◆ **CHALLENGE**
How many lines in the listing below include the word "this"? Reply with the count alone.
begin TASK MATERIAL
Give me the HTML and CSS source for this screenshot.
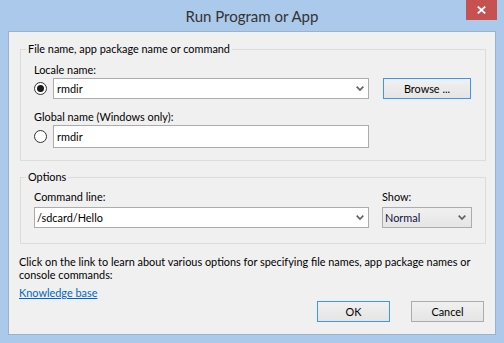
FILE: index.html
```html
<!DOCTYPE html>
<html lang="en">
<head>
<meta charset="utf-8">
<title>Run Program or App</title>
<link rel="stylesheet" href="styles.css">
</head>
<body>
<div class="window">
  <div class="titlebar">
    <span class="title">Run Program or App</span>
    <button class="close" aria-label="Close">
      <svg width="9" height="8" viewBox="0 0 9 8"><path d="M0.8 0.5 L8.2 7.5 M8.2 0.5 L0.8 7.5" stroke="#fff" stroke-width="1.8" fill="none"/></svg>
    </button>
  </div>
  <div class="client">
    <div class="group group-file">
      <span class="legend">File name, app package name or command</span>
      <div class="label">Locale name:</div>
      <div class="row">
        <span class="radio checked"><span class="dot"></span></span>
        <div class="combo field-wide">
          <span class="value">rmdir</span>
          <svg class="chev" width="8" height="5" viewBox="0 0 8 5"><path d="M0.7 0.7 L4 4 L7.3 0.7" stroke="#606060" stroke-width="1.7" fill="none"/></svg>
        </div>
        <button class="btn default browse">Browse ...</button>
      </div>
      <div class="label label-gap">Global name (Windows only):</div>
      <div class="row">
        <span class="radio"></span>
        <div class="edit field-wide"><span class="value">rmdir</span></div>
      </div>
    </div>
    <div class="group group-options">
      <span class="legend">Options</span>
      <div class="opts">
        <div class="col col-cmd">
          <div class="label">Command line:</div>
          <div class="combo cmd-combo">
            <span class="value">/sdcard/Hello</span>
            <svg class="chev" width="8" height="5" viewBox="0 0 8 5"><path d="M0.7 0.7 L4 4 L7.3 0.7" stroke="#606060" stroke-width="1.7" fill="none"/></svg>
          </div>
        </div>
        <div class="col col-show">
          <div class="label">Show:</div>
          <div class="select">
            <span class="value">Normal</span>
            <svg class="chev" width="8" height="5" viewBox="0 0 8 5"><path d="M0.7 0.7 L4 4 L7.3 0.7" stroke="#606060" stroke-width="1.7" fill="none"/></svg>
          </div>
        </div>
      </div>
    </div>
    <p class="info">Click on the link to learn about various options for specifying file names, app package names or<br>console commands:</p>
    <a class="link" href="#">Knowledge base</a>
    <div class="buttons">
      <button class="btn default">OK</button>
      <button class="btn">Cancel</button>
    </div>
  </div>
</div>
</body>
</html>
```
FILE: styles.css
```css
* { box-sizing: border-box; }
html, body { margin: 0; padding: 0; }
body {
  width: 504px;
  height: 343px;
  overflow: hidden;
  font-family: Lato, "Liberation Sans", sans-serif;
  font-size: 10.9px;
  color: #000;
}
.window {
  position: relative;
  width: 504px;
  height: 343px;
  background: #abc9ea;
  padding: 0 8px 8px;
  display: flex;
  flex-direction: column;
}
.titlebar {
  height: 31px;
  display: flex;
  justify-content: center;
  align-items: center;
  margin: 0 -8px;
}
.title {
  font-size: 15px;
  color: #333;
  padding-top: 1px;
}
.close {
  position: absolute;
  top: 0;
  right: 7px;
  width: 31px;
  height: 20px;
  border: 0;
  padding: 0;
  background: #c75050;
  display: flex;
  align-items: center;
  justify-content: center;
}
.client {
  flex: 1;
  background: #f0f0f0;
  border: 1px solid #9db2c9;
  display: flex;
  flex-direction: column;
}
.group {
  position: relative;
  border: 1px solid #dcdcdc;
  margin: 0 9px 0 11px;
  padding-left: 13px;
}
.group-file {
  margin-top: 17px;
  padding-top: 12px;
  padding-bottom: 12px;
}
.group-options {
  margin-top: 16px;
  padding-top: 11px;
  padding-bottom: 15px;
}
.legend {
  position: absolute;
  top: -9px;
  left: 5px;
  padding: 0 2px;
  line-height: 16px;
  background: #f0f0f0;
}
.label {
  line-height: 16px;
  height: 16px;
  white-space: nowrap;
}
.label-gap { margin-top: 10px; }
.row {
  display: flex;
  align-items: center;
}
.radio {
  width: 13px;
  height: 13px;
  border: 1px solid #333;
  border-radius: 50%;
  background: #fff;
  margin-right: 6px;
  display: grid;
  place-items: center;
  flex: none;
}
.dot {
  width: 7px;
  height: 7px;
  border-radius: 50%;
  background: #1a1a1a;
}
.combo, .edit, .select {
  display: flex;
  align-items: center;
  border: 1px solid #acacac;
  background: #fff;
  height: 21px;
  padding-left: 3px;
  white-space: nowrap;
}
.field-wide { width: 316px; }
.edit { height: 23px; }
.combo .value, .select .value { flex: 1; }
.chev { margin-right: 4px; flex: none; }
.btn {
  font-family: inherit;
  font-size: 10.9px;
  color: #000;
  height: 21px;
  border: 1px solid #acacac;
  background: linear-gradient(#f0f0f0, #e5e5e5);
  padding: 0;
}
.btn.default { border-color: #3c97f4; }
.browse {
  width: 88px;
  margin-left: 14px;
}
.opts {
  display: flex;
  gap: 13px;
}
.cmd-combo {
  width: 335px;
  margin-top: 2px;
  padding-left: 2px;
}
.select {
  width: 90px;
  margin-top: 2px;
  padding-left: 2px;
  background: linear-gradient(#f0f0f0, #e5e5e5);
  color: #101040;
}
.select .chev { margin-right: 5px; }
.info {
  margin: 12px 0 0 10px;
  line-height: 12.5px;
  white-space: nowrap;
}
.link {
  margin: 4px 0 0 10px;
  line-height: 15px;
  color: #0066cc;
  align-self: flex-start;
}
.buttons {
  margin-top: auto;
  margin-bottom: 12px;
  padding-right: 11px;
  display: flex;
  justify-content: flex-end;
  gap: 21px;
}
.buttons .btn { width: 73px; }
```
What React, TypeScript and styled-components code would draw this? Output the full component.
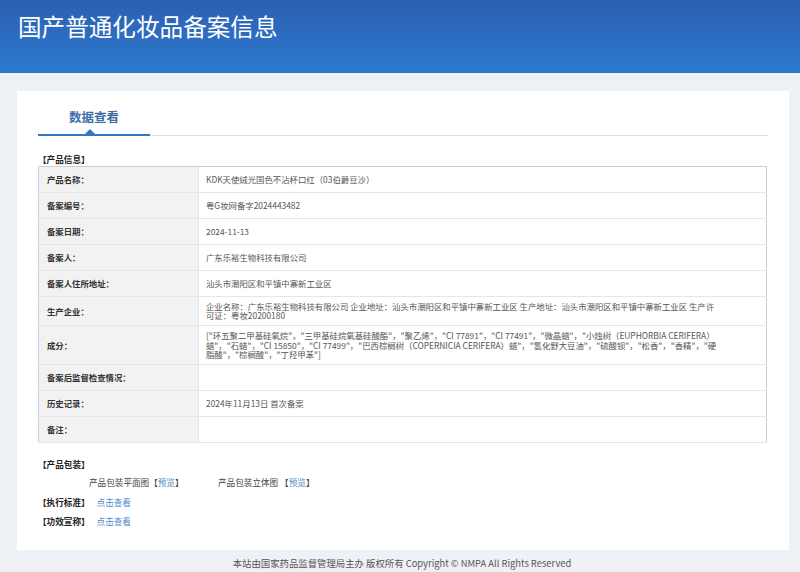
import React from "react";
import styled, { createGlobalStyle } from "styled-components";

const GlobalStyle = createGlobalStyle`
  html, body { margin: 0; padding: 0; }
  body {
    background: #eef2f6;
    font-family: "Noto Sans CJK SC", "Noto Sans", sans-serif;
    color: #333;
  }
`;

const Page = styled.div`
  width: 800px;
  min-height: 572px;
  display: flex;
  flex-direction: column;
`;

const Header = styled.header`
  height: 73px;
  box-sizing: border-box;
  padding: 7px 0 0 18px;
  background: linear-gradient(180deg, #2c5fb1 0%, #2d6dc1 50%, #2a79cd 100%);
`;

const Title = styled.h1`
  margin: 0;
  font-size: 23.6px;
  line-height: 38px;
  font-weight: 400;
  color: #ffffff;
`;

const Main = styled.main`
  padding: 18px 11px 0 17px;
`;

const Card = styled.section`
  background: #ffffff;
  box-sizing: border-box;
  height: 459px;
  padding: 0 21px;
`;

const TabBar = styled.div`
  display: flex;
  border-bottom: 1px solid #dcdfe4;
  height: 44px;
`;

const Tab = styled.div`
  position: relative;
  width: 112px;
  box-sizing: border-box;
  padding-top: 17px;
  text-align: center;
  font-size: 12.5px;
  line-height: 18px;
  font-weight: 700;
  color: #3a6ca6;
  &::after {
    content: "";
    position: absolute;
    left: 0;
    right: 0;
    bottom: -1px;
    height: 2px;
    background: #2f7bc2;
  }
  &::before {
    content: "";
    position: absolute;
    left: 47px;
    bottom: 1px;
    border-left: 5px solid transparent;
    border-right: 5px solid transparent;
    border-bottom: 5px solid #2f7bc2;
  }
`;

const SectionTitle = styled.div<{ $top: number }>`
  margin-top: ${(p) => p.$top}px;
  font-size: 8.6px;
  line-height: 12px;
  font-weight: 700;
  color: #222;
`;

const Table = styled.table`
  width: 729px;
  border-collapse: collapse;
  border: 1px solid #c7cfdc;
  font-size: 8.4px;
  line-height: 9.2px;
  margin-top: 1px;
`;

const Row = styled.tr`
  border-bottom: 1px solid #e4e6ea;
`;

const Label = styled.td`
  width: 160px;
  box-sizing: border-box;
  height: 26px;
  padding: 4px 8px;
  background: #f2f2f2;
  border-right: 1px solid #e2e4e8;
  font-weight: 700;
  color: #333;
  vertical-align: middle;
`;

const Value = styled.td`
  box-sizing: border-box;
  height: 26px;
  padding: 5px 46px 5px 7px;
  color: #555;
  vertical-align: middle;
`;

const PackRow = styled.div`
  display: flex;
  margin-top: 6px;
  padding-left: 51px;
  font-size: 8.6px;
  line-height: 12px;
  color: #444;
`;

const PackItem = styled.span<{ $width?: number }>`
  width: ${(p) => (p.$width ? `${p.$width}px` : "auto")};
`;

const Link = styled.a`
  color: #4a8ac6;
  text-decoration: none;
`;

const InfoLine = styled.div<{ $top: number }>`
  display: flex;
  gap: 7px;
  margin-top: ${(p) => p.$top}px;
  font-size: 8.6px;
  line-height: 12px;
`;

const InfoLabel = styled.span`
  font-weight: 700;
  color: #222;
`;

const Footer = styled.footer`
  height: 24px;
  display: flex;
  align-items: center;
  justify-content: center;
  padding: 2px 0 0 4px;
  box-sizing: border-box;
  font-size: 9.4px;
  color: #555;
`;

const rows: [string, string][] = [
  ["产品名称：", "KDK天使绒光国色不沾杯口红（03伯爵豆沙）"],
  ["备案编号：", "粤G妆网备字2024443482"],
  ["备案日期：", "2024-11-13"],
  ["备案人：", "广东乐裕生物科技有限公司"],
  ["备案人住所地址：", "汕头市潮阳区和平镇中寨新工业区"],
  [
    "生产企业：",
    "企业名称：广东乐裕生物科技有限公司 企业地址：汕头市潮阳区和平镇中寨新工业区 生产地址：汕头市潮阳区和平镇中寨新工业区 生产许可证：粤妆20200180",
  ],
  [
    "成分：",
    "[\"环五聚二甲基硅氧烷\"，\"三甲基硅烷氧基硅酸酯\"，\"聚乙烯\"，\"CI 77891\"，\"CI 77491\"，\"微晶蜡\"，\"小烛树（EUPHORBIA CERIFERA）蜡\"，\"石蜡\"，\"CI 15850\"，\"CI 77499\"，\"巴西棕榈树（COPERNICIA CERIFERA）蜡\"，\"氢化野大豆油\"，\"硫酸钡\"，\"松香\"，\"香精\"，\"硬脂酸\"，\"棕榈酸\"，\"丁羟甲苯\"]",
  ],
  ["备案后监督检查情况：", ""],
  ["历史记录：", "2024年11月13日 首次备案"],
  ["备注：", ""],
];

export default function App() {
  return (
    <>
      <GlobalStyle />
      <Page>
        <Header>
          <Title>国产普通化妆品备案信息</Title>
        </Header>
        <Main>
          <Card>
            <TabBar>
              <Tab>数据查看</Tab>
            </TabBar>
            <SectionTitle $top={17}>【产品信息】</SectionTitle>
            <Table>
              <tbody>
                {rows.map(([k, v]) => (
                  <Row key={k}>
                    <Label>{k}</Label>
                    <Value>{v}</Value>
                  </Row>
                ))}
              </tbody>
            </Table>
            <SectionTitle $top={15}>【产品包装】</SectionTitle>
            <PackRow>
              <PackItem $width={129}>
                产品包装平面图【<Link href="#">预览</Link>】
              </PackItem>
              <PackItem>
                产品包装立体图 【<Link href="#">预览</Link>】
              </PackItem>
            </PackRow>
            <InfoLine $top={8}>
              <InfoLabel>【执行标准】</InfoLabel>
              <Link href="#">点击查看</Link>
            </InfoLine>
            <InfoLine $top={7}>
              <InfoLabel>【功效宣称】</InfoLabel>
              <Link href="#">点击查看</Link>
            </InfoLine>
          </Card>
        </Main>
        <Footer>本站由国家药品监督管理局主办 版权所有 Copyright © NMPA All Rights Reserved</Footer>
      </Page>
    </>
  );
}
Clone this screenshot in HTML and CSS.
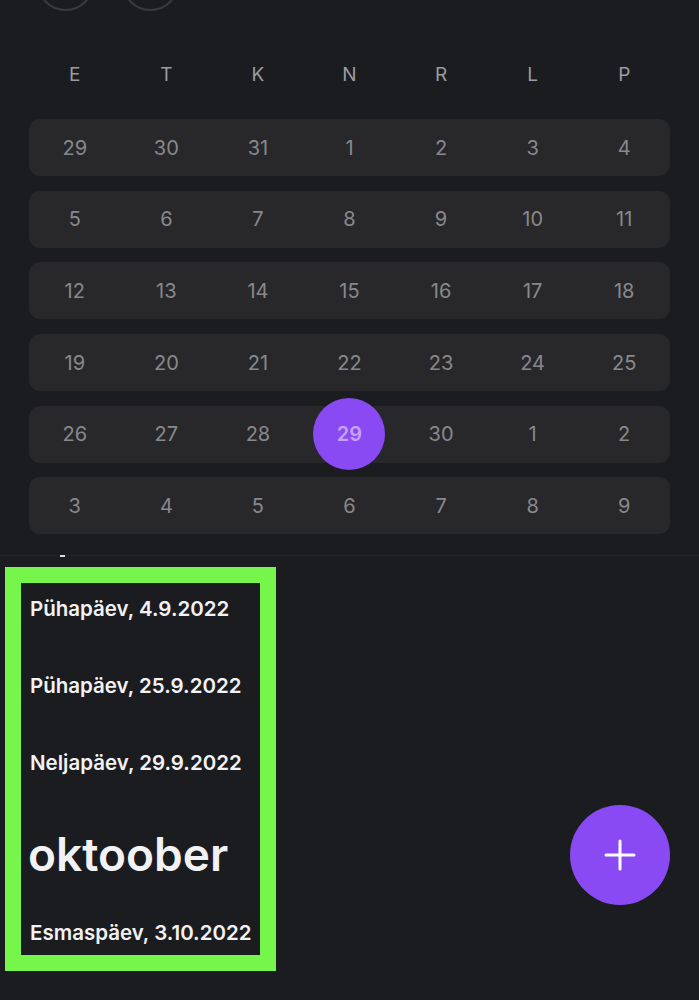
FILE: index.html
```html
<!DOCTYPE html>
<html lang="et">
<head>
    <meta charset="UTF-8">
    <meta name="viewport" content="width=device-width, initial-scale=1.0">
    <title>Kalender</title>
    <link rel="stylesheet" href="styles.css">
</head>
<body>
    <div class="top">
        <div class="ring"></div>
        <div class="ring"></div>
    </div>

    <div class="weekdays">
        <span>E</span><span>T</span><span>K</span><span>N</span><span>R</span><span>L</span><span>P</span>
    </div>

    <div class="month">
        <div class="week"><span>29</span><span>30</span><span>31</span><span>1</span><span>2</span><span>3</span><span>4</span></div>
        <div class="week"><span>5</span><span>6</span><span>7</span><span>8</span><span>9</span><span>10</span><span>11</span></div>
        <div class="week"><span>12</span><span>13</span><span>14</span><span>15</span><span>16</span><span>17</span><span>18</span></div>
        <div class="week"><span>19</span><span>20</span><span>21</span><span>22</span><span>23</span><span>24</span><span>25</span></div>
        <div class="week"><span>26</span><span>27</span><span>28</span><span class="today"><b>29</b></span><span>30</span><span>1</span><span>2</span></div>
        <div class="week"><span>3</span><span>4</span><span>5</span><span>6</span><span>7</span><span>8</span><span>9</span></div>
    </div>

    <div class="list">
        <div class="handle"></div>
        <div class="events">
            <div class="day">Pühapäev, 4.9.2022</div>
            <div class="day">Pühapäev, 25.9.2022</div>
            <div class="day">Neljapäev, 29.9.2022</div>
            <div class="month-title">oktoober</div>
            <div class="day">Esmaspäev, 3.10.2022</div>
        </div>
    </div>

    <button class="fab" aria-label="Lisa">
        <svg width="32" height="32" viewBox="0 0 32 32">
            <path d="M16 2v28M2 16h28" stroke="#fff" stroke-width="3" stroke-linecap="round"/>
        </svg>
    </button>
</body>
</html>
```

FILE: styles.css
```css
body {
    margin: 0;
    background: #1b1c1f;
    font-family: Inter, "Noto Sans", sans-serif;
    color: #9a9a9e;
    height: 1000px;
    overflow: hidden;
    position: relative;
}
.top {
    height: 11px;
    overflow: hidden;
    display: flex;
    align-items: flex-end;
    gap: 28px;
    padding-left: 37px;
}
.ring {
    width: 53px;
    height: 53px;
    flex: none;
    border: 2px solid #3a3b3f;
    border-radius: 50%;
}
.weekdays {
    display: grid;
    grid-template-columns: repeat(7, 1fr);
    margin: 53px 29px 0;
    height: 22px;
    line-height: 22px;
    font-size: 19px;
    text-align: center;
    color: #9c9ca0;
}
.month {
    margin: 33px 29px 0;
    display: flex;
    flex-direction: column;
    gap: 14.7px;
}
.week {
    display: grid;
    grid-template-columns: repeat(7, 1fr);
    grid-template-rows: 57px;
    height: 57px;
    background: #28282b;
    border-radius: 11px;
    font-size: 20px;
    color: #88888c;
}
.week span {
    display: flex;
    align-items: center;
    justify-content: center;
    min-height: 0;
}
.today b {
    width: 72px;
    height: 72px;
    flex: none;
    border-radius: 50%;
    background: #8a4af3;
    color: #c7a3f8;
    font-weight: 600;
    display: flex;
    align-items: center;
    justify-content: center;
}
.list {
    margin-top: 21px;
    border-top: 1px solid #222327;
    position: relative;
    padding: 11px 0 0 5px;
}
.handle {
    position: absolute;
    left: 60px;
    top: -1px;
    width: 5px;
    height: 2px;
    background: #ddd;
}
.events {
    width: 239px;
    height: 372px;
    border: 16px solid #76f54b;
    box-sizing: content-box;
    padding: 0;
    color: #f2f2f4;
}
.day {
    font-size: 20.5px;
    font-weight: 600;
    padding-left: 9px;
    height: 77px;
    line-height: 52px;
}
.month-title {
    font-size: 46px;
    font-weight: 600;
    letter-spacing: 0;
    padding-left: 7px;
    height: 93px;
    line-height: 80px;
}
.fab {
    position: absolute;
    left: 570px;
    top: 805px;
    width: 100px;
    height: 100px;
    border: none;
    border-radius: 50%;
    background: #8a4af3;
    display: flex;
    align-items: center;
    justify-content: center;
    padding: 0;
}
```
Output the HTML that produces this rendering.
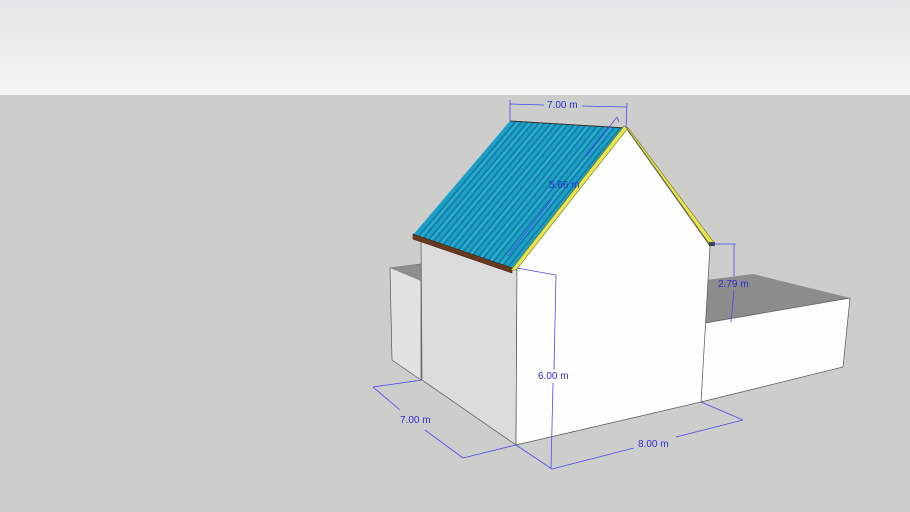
end TASK MATERIAL
◆ **EXERCISE OUTPUT**
4